I know little on leverage/arbitrage, please explain.

In investing, "leverage" means borrowing in order to invest in order to magnify your gains (or losses). For example, say you had $100 to invest, and the market goes up 50%. You end up with $150. That's without leverage. So then instead, you still have $100 but then you borrow another $100. The market still goes up 50%, but you have $300 now so instead of a 50% return you get a 200% return. (Of course, all this ignores costs -- you would be charged interest on the loan, reducing your actual return.)

So what's the catch? Well, assume that the market goes

*down* 50% instead. In that case, in the first example your $100 becomes $50. In the second case, however, your ($100 + $100 borrowed) becomes $100, then the lender forces you to spend your original $100 to pay back the loan in full (this is called a "margin call") and you're left with $0. The market only went down 50%, but you lost 100% of your investment.

How does this apply to a house? Say you have $100,000 and want a $100,000 house. You could just pay cash, and have an asset worth $100,000. Or you could put 20% down and get a mortgage, which means your $100,000 would buy you a $100,000 house

*and* $80,000 worth of stock. The risk, of course, is that in a 2008-style recession the stock might go to $40,000 and the house might go to $50,000, while you still owe $100,000 and thus you end up with negative equity. (Of course, that only matters if you sell -- mortgages don't have "margin calls," only foreclosures if you can't make the payments.

*If* you can wait until the recovery, you're fine.)

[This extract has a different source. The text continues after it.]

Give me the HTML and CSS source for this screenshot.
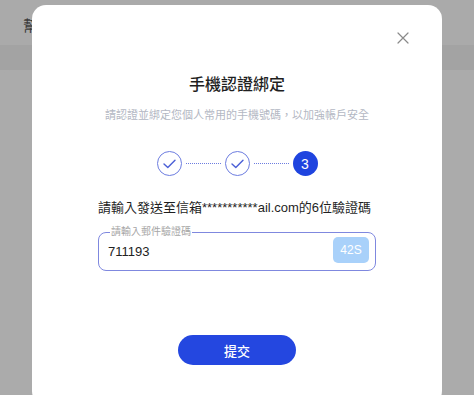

"Arbitrage" means profiting off a difference in interest rates (or prices between markets), which is another way of thinking about investing while holding a mortgage. If you assume that your 30-year mortgage costs 4% but the market returns (on average) 7%, then by investing while holding a mortgage you make 3% profit without doing any work. It's not

*really* arbitrage because what that 3% profit is actually doing is paying you for the "2008 risk" in the example above, but it's perhaps useful to think of it that way.